Problem specification
- The Labour Force Survey is designed primarily to provide national estimates, with the secondary design objective of producing state and territory estimates. Direct estimates at Statistical Area Level 4 (SA4) are also provided, notwithstanding that many of these SA4 estimates have high levels of sampling error due to small sample sizes.
- Small area modelling techniques may be employed to produce SA4-level estimates with greater stability. However, application of the cross-sectional cell-level mixed models typically employed by the ABS is unlikely to be either appropriate or optimal given the rotating panel sample design of the Labour Force Survey.
- Hence time series small area models (Rao-Yu models in particular) have been used to properly account for, and take advantage of, the temporal correlations in the labour force data. However, such models are substantially more complicated to apply than simple cross-sectional models.
- This paper describes our application of Rao-Yu models to estimate SA4-level monthly estimates of labour force statistics.
- Mean squared error estimators are readily available for the modelled small area count estimates of levels. However, movement estimates and estimates of unemployment rates are also desired, and mean squared errors of these are not straightforward since they depend on the correlations between modelled estimates. It is expected the use of a parametric bootstrap may be necessary.
- While it is not the focus of this paper, we also face the challenge of modelling at finer levels of geography and demographics.
Key findings, issues, and challenges
- The Rao-Yu model evaluated seems, in most cases, conceptually appropriate, and empirically produces plausible estimates with greater accuracy than direct estimation methods.
- Dealing with COVID and other real-world changes presented difficulties and the model will need to be managed in the case of future shocks.
- The estimation of AR1 coefficients for NSW and VIC employment models was stopped at upper bounds of 0.98, indicating non-stationarity problems. The dynamic model of Fay and Diallo (2012) may be a better alternative in these cases.

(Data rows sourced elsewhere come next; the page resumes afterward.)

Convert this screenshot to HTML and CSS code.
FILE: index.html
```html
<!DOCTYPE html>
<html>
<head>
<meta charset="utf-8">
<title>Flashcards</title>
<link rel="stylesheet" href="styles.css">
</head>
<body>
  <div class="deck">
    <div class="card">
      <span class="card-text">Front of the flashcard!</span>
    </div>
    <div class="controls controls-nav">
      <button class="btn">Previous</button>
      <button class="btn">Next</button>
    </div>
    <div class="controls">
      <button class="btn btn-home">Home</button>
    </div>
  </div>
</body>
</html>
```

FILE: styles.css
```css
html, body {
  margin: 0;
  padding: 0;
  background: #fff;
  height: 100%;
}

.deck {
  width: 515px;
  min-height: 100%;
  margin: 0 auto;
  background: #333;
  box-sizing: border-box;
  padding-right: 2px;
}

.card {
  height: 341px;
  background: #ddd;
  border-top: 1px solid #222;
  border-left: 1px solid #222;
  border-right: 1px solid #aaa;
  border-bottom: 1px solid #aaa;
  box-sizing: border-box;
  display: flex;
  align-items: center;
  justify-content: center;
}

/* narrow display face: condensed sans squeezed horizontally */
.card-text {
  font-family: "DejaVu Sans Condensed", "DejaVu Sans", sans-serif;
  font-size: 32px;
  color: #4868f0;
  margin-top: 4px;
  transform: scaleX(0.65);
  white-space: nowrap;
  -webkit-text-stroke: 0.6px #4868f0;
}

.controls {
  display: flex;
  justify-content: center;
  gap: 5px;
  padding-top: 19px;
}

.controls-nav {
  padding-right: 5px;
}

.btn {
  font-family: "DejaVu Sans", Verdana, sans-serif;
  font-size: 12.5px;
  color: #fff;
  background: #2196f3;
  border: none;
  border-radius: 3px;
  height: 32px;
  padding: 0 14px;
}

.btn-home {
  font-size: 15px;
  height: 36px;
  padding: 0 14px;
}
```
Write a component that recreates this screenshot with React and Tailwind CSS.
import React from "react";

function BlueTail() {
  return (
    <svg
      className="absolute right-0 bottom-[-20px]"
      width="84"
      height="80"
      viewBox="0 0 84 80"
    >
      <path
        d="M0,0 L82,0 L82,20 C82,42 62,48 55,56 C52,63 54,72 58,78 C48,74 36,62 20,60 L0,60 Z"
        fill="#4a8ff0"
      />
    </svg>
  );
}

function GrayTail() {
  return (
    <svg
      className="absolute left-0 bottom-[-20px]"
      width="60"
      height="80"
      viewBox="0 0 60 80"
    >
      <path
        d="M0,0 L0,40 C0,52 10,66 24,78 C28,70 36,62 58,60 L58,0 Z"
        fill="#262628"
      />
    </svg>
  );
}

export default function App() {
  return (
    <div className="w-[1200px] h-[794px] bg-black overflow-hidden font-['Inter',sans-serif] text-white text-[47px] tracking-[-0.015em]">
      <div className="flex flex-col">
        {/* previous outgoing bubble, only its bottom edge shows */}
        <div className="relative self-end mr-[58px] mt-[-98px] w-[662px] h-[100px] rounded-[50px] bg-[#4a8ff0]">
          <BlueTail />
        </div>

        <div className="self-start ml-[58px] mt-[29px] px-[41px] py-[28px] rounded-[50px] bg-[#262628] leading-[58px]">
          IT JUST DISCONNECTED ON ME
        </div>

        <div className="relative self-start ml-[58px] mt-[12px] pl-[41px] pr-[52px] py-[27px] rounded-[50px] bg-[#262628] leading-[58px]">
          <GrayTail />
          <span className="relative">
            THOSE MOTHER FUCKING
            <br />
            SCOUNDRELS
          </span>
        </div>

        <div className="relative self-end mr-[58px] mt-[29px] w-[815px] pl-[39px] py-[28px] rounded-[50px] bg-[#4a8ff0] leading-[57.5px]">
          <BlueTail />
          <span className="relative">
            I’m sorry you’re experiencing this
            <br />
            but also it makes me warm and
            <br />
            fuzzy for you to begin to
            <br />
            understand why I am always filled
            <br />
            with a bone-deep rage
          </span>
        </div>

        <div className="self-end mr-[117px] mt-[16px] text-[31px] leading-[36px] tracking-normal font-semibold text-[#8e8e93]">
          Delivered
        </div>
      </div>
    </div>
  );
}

- The random area effect variance estimates and random area by time effect variance estimates were small but significant for unemployment. For employment both random effect variances were small and statistically non-significant.
- Uncertainty estimation for movements and rates will be required.

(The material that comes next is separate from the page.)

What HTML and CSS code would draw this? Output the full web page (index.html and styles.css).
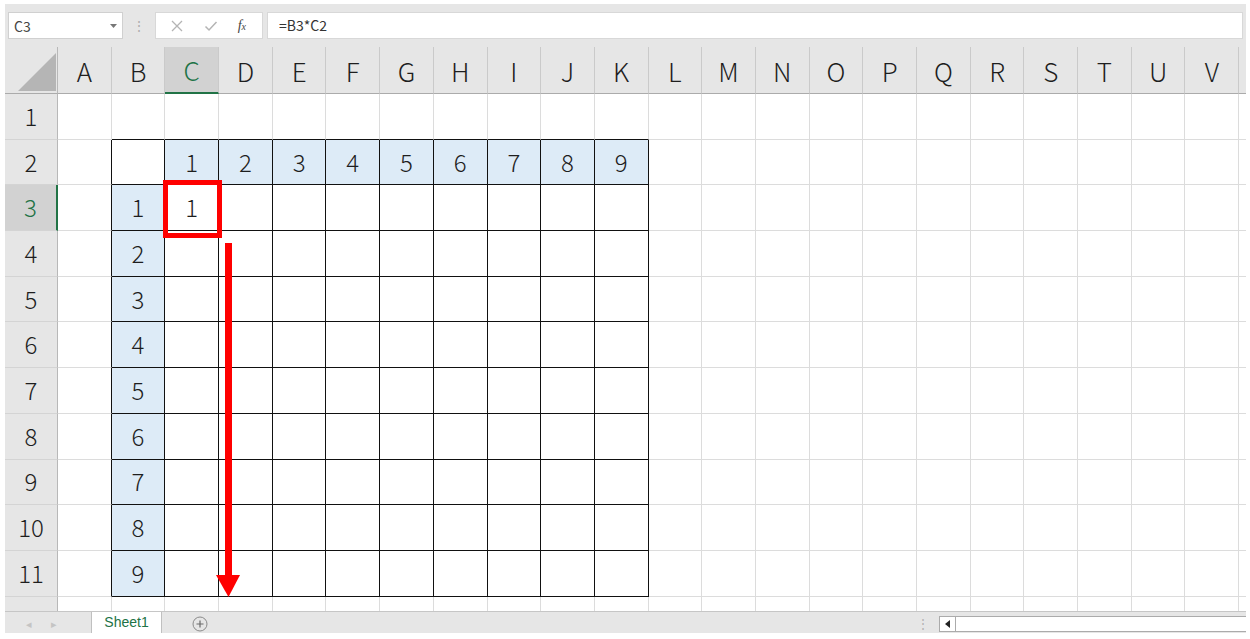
FILE: index.html
```html
<!DOCTYPE html>
<html>
<head>
  <title>Book1 - Excel</title>
  <link rel="stylesheet" href="styles.css">
</head>
<body>
  <div class="app">
    <div class="formula-bar">
      <div class="name-box">
        <span>C3</span>
        <svg class="drop" width="7" height="4" viewBox="0 0 7 4"><path d="M0 0h7L3.5 4z" fill="#777"/></svg>
      </div>
      <div class="grip">⋮</div>
      <div class="fx-buttons">
        <svg width="14" height="14" viewBox="0 0 14 14"><path d="M2 2l10 10M12 2L2 12" stroke="#b4b4b4" stroke-width="1.3"/></svg>
        <svg width="14" height="14" viewBox="0 0 14 14"><path d="M1.5 7.5l3.5 3.5 7.5-8" fill="none" stroke="#b4b4b4" stroke-width="1.5"/></svg>
        <span class="fx">f<small>x</small></span>
      </div>
      <div class="formula">=B3*C2</div>
    </div>

    <div class="sheet">
      <div class="grid" id="grid"></div>
      <div class="pick"></div>
      <svg class="arrow" width="24" height="354" viewBox="0 0 24 354">
        <rect x="9" y="0" width="7" height="334" fill="#ff0000"/>
        <polygon points="0,332 24,332 12.5,354" fill="#ff0000"/>
      </svg>
    </div>

    <div class="tab-bar">
      <div class="tab-nav">
        <span>◂</span><span>▸</span>
      </div>
      <div class="tab">Sheet1</div>
      <div class="add-sheet">
        <svg width="16" height="16" viewBox="0 0 16 16"><circle cx="8" cy="8" r="7" fill="none" stroke="#8a8a8a"/><path d="M8 4.5v7M4.5 8h7" stroke="#6a6a6a" stroke-width="1.2"/></svg>
      </div>
      <div class="tab-space"></div>
      <div class="grip small">⋮</div>
      <div class="hscroll">
        <div class="scroll-btn">
          <svg width="5" height="8" viewBox="0 0 5 8"><path d="M5 0v8L0 4z" fill="#222"/></svg>
        </div>
      </div>
    </div>
  </div>

  <script>
    const cols = 'ABCDEFGHIJKLMNOPQRSTUV'.split('');
    const grid = document.getElementById('grid');

    function cell(cls, text) {
      const d = document.createElement('div');
      d.className = cls;
      if (text !== '') d.textContent = text;
      grid.appendChild(d);
    }

    cell('corner', '');
    cols.forEach(c => cell('col-head' + (c === 'C' ? ' selected' : ''), c));
    cell('col-head', '');

    for (let r = 1; r <= 12; r++) {
      cell('row-head' + (r === 3 ? ' selected' : ''), r);
      cols.concat(['']).forEach((c, i) => {
        let cls = 'cell';
        let text = '';
        // black box around B2:K11
        if (r >= 2 && r <= 11 && i <= 10) cls += ' edge-r';
        if (r <= 11 && i >= 1 && i <= 10) cls += ' edge-b';
        if (r === 2 && i >= 2 && i <= 10) { cls += ' head'; text = i - 1; }
        if (i === 1 && r >= 3 && r <= 11) { cls += ' head'; text = r - 2; }
        if (r === 3 && i === 2) text = 1;
        cell(cls, text);
      });
    }
  </script>
</body>
</html>
```

FILE: styles.css
```css
body {
  margin: 0;
  background: #fff;
  font-family: "Noto Sans CJK JP", "Noto Sans", sans-serif;
}
.app {
  margin: 4px 4px 0 5px;
  width: 1241px;
  background: #e6e6e6;
}

/* formula bar */
.formula-bar {
  height: 43px;
  display: flex;
  align-items: flex-start;
  padding: 8px 3px 0 3px;
  box-sizing: border-box;
}
.name-box {
  width: 115px;
  height: 27px;
  box-sizing: border-box;
  background: #fff;
  border: 1px solid #d0d0d0;
  display: flex;
  align-items: center;
  justify-content: space-between;
  padding: 0 5px 0 5px;
  font-size: 14px;
  color: #444;
}
.drop {
  margin-top: 1px;
}
.grip {
  width: 32px;
  text-align: center;
  color: #b0b0b0;
  font-size: 14px;
  line-height: 27px;
}
.fx-buttons {
  width: 108px;
  height: 27px;
  box-sizing: border-box;
  background: #fff;
  border: 1px solid #d8d8d8;
  display: flex;
  align-items: center;
  justify-content: space-around;
  padding: 0 6px 0 4px;
}
.fx {
  font-family: "Liberation Serif", serif;
  font-style: italic;
  font-size: 14px;
  color: #444;
}
.fx small {
  font-size: 10px;
}
.formula {
  flex: 1;
  margin-left: 4px;
  height: 27px;
  box-sizing: border-box;
  background: #fff;
  border: 1px solid #d8d8d8;
  padding-left: 11px;
  font-size: 14px;
  line-height: 25px;
  color: #333;
}

/* sheet grid */
.sheet {
  position: relative;
  height: 564px;
  overflow: hidden;
  background: #fff;
}
.grid {
  display: grid;
  grid-template-columns: 53px repeat(23, 53.7px);
  grid-template-rows: 47px repeat(12, 45.7px);
}
.grid > div {
  box-sizing: border-box;
  display: flex;
  align-items: center;
  justify-content: center;
  padding-bottom: 2px;
  font-size: 24px;
  font-weight: 300;
  color: #1e1e1e;
}
.corner {
  position: relative;
  background: #e6e6e6;
  border-right: 1px solid #b8b8b8;
  border-bottom: 1px solid #ababab;
}
.corner::after {
  content: "";
  position: absolute;
  left: 13px;
  top: 6px;
  width: 38px;
  height: 38px;
  background: #b5b5b5;
  clip-path: polygon(100% 0, 100% 100%, 0 100%);
}
.grid > .col-head {
  background: #e6e6e6;
  border-right: 1px solid #cacaca;
  border-bottom: 1px solid #ababab;
  font-size: 26px;
  padding-bottom: 0;
}
.row-head {
  background: #e6e6e6;
  border-right: 1px solid #b8b8b8;
  border-bottom: 1px solid #d4d4d4;
}
.grid > .col-head.selected {
  background: #d2d2d2;
  color: #217346;
  border-bottom: 2px solid #217346;
}
.grid > .row-head.selected {
  background: #d2d2d2;
  color: #217346;
  border-right: 2px solid #217346;
}
.cell {
  border-right: 1px solid #dcdcdc;
  border-bottom: 1px solid #dcdcdc;
}
.cell.edge-r {
  border-right-color: #111;
}
.cell.edge-b {
  border-bottom-color: #111;
}
.cell.head {
  background: #ddebf7;
}

/* overlays */
.pick {
  position: absolute;
  left: 158px;
  top: 133px;
  width: 59px;
  height: 58px;
  box-sizing: border-box;
  border: 5px solid #ff0000;
}
.arrow {
  position: absolute;
  left: 211px;
  top: 196px;
}

/* sheet tabs */
.tab-bar {
  height: 21px;
  border-top: 1px solid #c6c6c6;
  display: flex;
  align-items: stretch;
}
.tab-nav {
  width: 87px;
  display: flex;
  gap: 19px;
  padding-left: 21px;
  box-sizing: border-box;
  align-items: center;
  color: #c4c4c4;
  font-size: 11px;
  border-right: 1px solid #c0c0c0;
}
.tab {
  width: 69px;
  background: #fff;
  color: #217346;
  font-family: "Liberation Sans", sans-serif;
  font-size: 14px;
  line-height: 20px;
  text-align: center;
  border-right: 1px solid #c0c0c0;
}
.add-sheet {
  width: 76px;
  display: flex;
  align-items: center;
  justify-content: center;
  padding-top: 3px;
}
.tab-space {
  flex: 1;
}
.grip.small {
  width: 32px;
  font-size: 12px;
  line-height: 22px;
}
.hscroll {
  width: 307px;
  margin-top: 4px;
  height: 16px;
  box-sizing: border-box;
  background: #fff;
  border: 1px solid #ababab;
  border-right: none;
}
.scroll-btn {
  width: 15px;
  height: 14px;
  border-right: 1px solid #ababab;
  display: flex;
  align-items: center;
  justify-content: center;
}
```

- For a large number of time points and areas, fitting the Rao-Yu model, as implemented in the SAE2 R package, is computationally demanding. Hence we have not explored Australia-level models. The computational demands will also need to be considered when monthly production is implemented in 2024, when we look at bootstrapping for uncertainty estimation, and when we explore the feasibility of modelled estimates for finer-level geographies.

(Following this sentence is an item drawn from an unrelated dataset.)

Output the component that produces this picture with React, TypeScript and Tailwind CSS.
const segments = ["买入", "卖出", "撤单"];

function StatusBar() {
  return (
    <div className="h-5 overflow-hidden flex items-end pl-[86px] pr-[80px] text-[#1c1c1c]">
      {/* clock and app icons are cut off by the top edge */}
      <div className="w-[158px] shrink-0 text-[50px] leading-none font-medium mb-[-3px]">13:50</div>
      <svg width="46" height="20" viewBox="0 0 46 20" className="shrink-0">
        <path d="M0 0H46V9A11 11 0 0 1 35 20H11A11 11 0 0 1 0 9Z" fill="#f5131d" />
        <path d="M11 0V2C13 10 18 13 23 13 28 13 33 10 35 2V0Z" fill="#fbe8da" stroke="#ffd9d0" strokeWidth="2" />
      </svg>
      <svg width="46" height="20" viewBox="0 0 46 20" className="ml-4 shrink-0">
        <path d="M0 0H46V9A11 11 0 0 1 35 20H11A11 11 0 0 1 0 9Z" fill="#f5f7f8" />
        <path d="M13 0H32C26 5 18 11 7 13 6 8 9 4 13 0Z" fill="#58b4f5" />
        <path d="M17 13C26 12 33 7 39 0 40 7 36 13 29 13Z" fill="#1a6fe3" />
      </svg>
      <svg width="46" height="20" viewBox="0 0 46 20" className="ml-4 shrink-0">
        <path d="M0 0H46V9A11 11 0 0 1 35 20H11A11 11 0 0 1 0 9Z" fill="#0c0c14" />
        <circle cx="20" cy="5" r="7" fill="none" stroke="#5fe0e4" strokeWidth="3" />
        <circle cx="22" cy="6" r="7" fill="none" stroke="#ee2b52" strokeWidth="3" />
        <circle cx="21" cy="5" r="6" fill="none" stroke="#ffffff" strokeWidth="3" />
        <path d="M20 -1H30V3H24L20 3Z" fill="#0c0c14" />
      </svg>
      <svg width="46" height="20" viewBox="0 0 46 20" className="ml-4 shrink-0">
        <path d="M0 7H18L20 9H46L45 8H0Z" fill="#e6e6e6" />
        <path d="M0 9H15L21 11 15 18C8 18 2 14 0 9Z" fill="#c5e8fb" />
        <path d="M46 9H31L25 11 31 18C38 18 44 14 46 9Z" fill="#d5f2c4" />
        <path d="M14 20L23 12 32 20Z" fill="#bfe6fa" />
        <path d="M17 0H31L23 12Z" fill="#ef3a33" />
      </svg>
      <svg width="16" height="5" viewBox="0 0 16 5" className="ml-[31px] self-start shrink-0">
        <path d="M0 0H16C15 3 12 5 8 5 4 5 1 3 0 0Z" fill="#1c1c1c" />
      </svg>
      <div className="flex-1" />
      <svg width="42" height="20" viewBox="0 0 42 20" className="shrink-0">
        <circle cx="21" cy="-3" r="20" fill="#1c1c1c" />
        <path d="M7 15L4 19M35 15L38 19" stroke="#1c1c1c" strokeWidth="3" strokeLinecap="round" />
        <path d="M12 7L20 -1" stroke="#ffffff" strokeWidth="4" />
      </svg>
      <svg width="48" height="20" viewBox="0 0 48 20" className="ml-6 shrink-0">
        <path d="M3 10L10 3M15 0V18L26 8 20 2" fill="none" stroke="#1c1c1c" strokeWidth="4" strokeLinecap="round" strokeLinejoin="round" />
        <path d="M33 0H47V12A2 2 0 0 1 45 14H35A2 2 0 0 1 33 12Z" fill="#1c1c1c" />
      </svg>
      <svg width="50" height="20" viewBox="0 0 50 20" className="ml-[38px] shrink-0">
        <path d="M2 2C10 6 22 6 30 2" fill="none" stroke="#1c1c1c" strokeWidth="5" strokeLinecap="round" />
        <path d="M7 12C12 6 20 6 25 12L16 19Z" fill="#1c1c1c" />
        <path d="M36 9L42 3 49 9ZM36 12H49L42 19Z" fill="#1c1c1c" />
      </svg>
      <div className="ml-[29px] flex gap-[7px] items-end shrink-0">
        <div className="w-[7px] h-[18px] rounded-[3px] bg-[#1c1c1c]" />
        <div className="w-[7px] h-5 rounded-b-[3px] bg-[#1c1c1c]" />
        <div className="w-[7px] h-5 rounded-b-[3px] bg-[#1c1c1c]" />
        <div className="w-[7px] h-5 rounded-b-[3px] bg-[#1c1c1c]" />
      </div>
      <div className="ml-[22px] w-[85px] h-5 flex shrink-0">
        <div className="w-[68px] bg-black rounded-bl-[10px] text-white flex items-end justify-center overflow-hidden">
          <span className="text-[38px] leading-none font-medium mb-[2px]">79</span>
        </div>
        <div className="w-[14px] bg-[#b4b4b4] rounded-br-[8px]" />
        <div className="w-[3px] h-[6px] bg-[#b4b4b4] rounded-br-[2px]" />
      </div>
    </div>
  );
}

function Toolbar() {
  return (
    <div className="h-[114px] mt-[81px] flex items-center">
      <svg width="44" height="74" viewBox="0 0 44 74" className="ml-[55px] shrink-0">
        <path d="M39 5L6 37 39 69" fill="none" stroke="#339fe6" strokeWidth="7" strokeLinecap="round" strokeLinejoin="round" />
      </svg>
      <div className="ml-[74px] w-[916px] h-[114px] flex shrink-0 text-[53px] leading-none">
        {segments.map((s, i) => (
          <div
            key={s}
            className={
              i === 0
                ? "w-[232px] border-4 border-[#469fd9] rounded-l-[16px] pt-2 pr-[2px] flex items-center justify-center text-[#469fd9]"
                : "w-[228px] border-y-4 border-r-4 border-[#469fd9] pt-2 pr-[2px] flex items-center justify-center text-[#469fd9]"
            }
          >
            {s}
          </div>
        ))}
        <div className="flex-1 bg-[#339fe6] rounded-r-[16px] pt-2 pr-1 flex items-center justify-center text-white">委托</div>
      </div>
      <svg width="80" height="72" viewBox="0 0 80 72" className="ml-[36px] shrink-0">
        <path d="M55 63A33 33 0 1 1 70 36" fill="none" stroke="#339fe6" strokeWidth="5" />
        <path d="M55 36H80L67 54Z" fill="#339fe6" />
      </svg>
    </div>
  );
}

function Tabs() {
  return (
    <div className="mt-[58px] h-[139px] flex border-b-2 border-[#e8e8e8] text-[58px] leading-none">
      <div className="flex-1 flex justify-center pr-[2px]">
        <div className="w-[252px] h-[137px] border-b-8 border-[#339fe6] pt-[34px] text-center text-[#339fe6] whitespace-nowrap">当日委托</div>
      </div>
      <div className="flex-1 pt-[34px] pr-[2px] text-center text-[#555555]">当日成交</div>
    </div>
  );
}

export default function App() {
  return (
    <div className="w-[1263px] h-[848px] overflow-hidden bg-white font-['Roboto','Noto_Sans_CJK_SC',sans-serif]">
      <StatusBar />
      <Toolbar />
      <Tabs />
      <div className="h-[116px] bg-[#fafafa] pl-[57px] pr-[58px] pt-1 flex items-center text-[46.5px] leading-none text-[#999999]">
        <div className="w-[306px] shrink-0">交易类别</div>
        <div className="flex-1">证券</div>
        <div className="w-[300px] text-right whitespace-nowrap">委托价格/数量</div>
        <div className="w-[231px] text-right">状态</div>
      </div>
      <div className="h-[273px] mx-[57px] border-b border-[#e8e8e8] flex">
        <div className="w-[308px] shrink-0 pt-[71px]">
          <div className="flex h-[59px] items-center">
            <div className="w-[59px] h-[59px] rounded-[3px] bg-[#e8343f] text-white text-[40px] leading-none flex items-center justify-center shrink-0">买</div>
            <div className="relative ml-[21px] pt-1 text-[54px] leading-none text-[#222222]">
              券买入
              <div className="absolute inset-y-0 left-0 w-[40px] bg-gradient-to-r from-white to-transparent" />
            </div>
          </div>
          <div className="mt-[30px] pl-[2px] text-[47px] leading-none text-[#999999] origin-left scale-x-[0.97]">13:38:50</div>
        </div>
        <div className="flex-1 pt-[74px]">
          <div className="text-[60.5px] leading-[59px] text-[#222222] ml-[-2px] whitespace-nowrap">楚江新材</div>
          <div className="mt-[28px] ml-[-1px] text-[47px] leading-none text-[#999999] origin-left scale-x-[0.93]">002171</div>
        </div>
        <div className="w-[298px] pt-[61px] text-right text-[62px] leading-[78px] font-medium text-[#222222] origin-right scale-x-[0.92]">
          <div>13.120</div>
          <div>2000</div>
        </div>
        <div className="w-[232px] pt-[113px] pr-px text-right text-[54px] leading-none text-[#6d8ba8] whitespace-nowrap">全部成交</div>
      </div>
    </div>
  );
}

Questions for Methodology Advisory Committee
- Does MAC have any feedback on the proposed methodology for modelling, small area estimation and uncertainty estimation?
- Are there better alternatives to dealing with the time-varying regression coefficient due to COVID impacts?
- Do you have any alternative modelling approaches in general?
- Are there improvements or further work that should be pursued?
- Any thoughts on the value of a multivariate model and on obtaining finer-level estimates would be appreciated.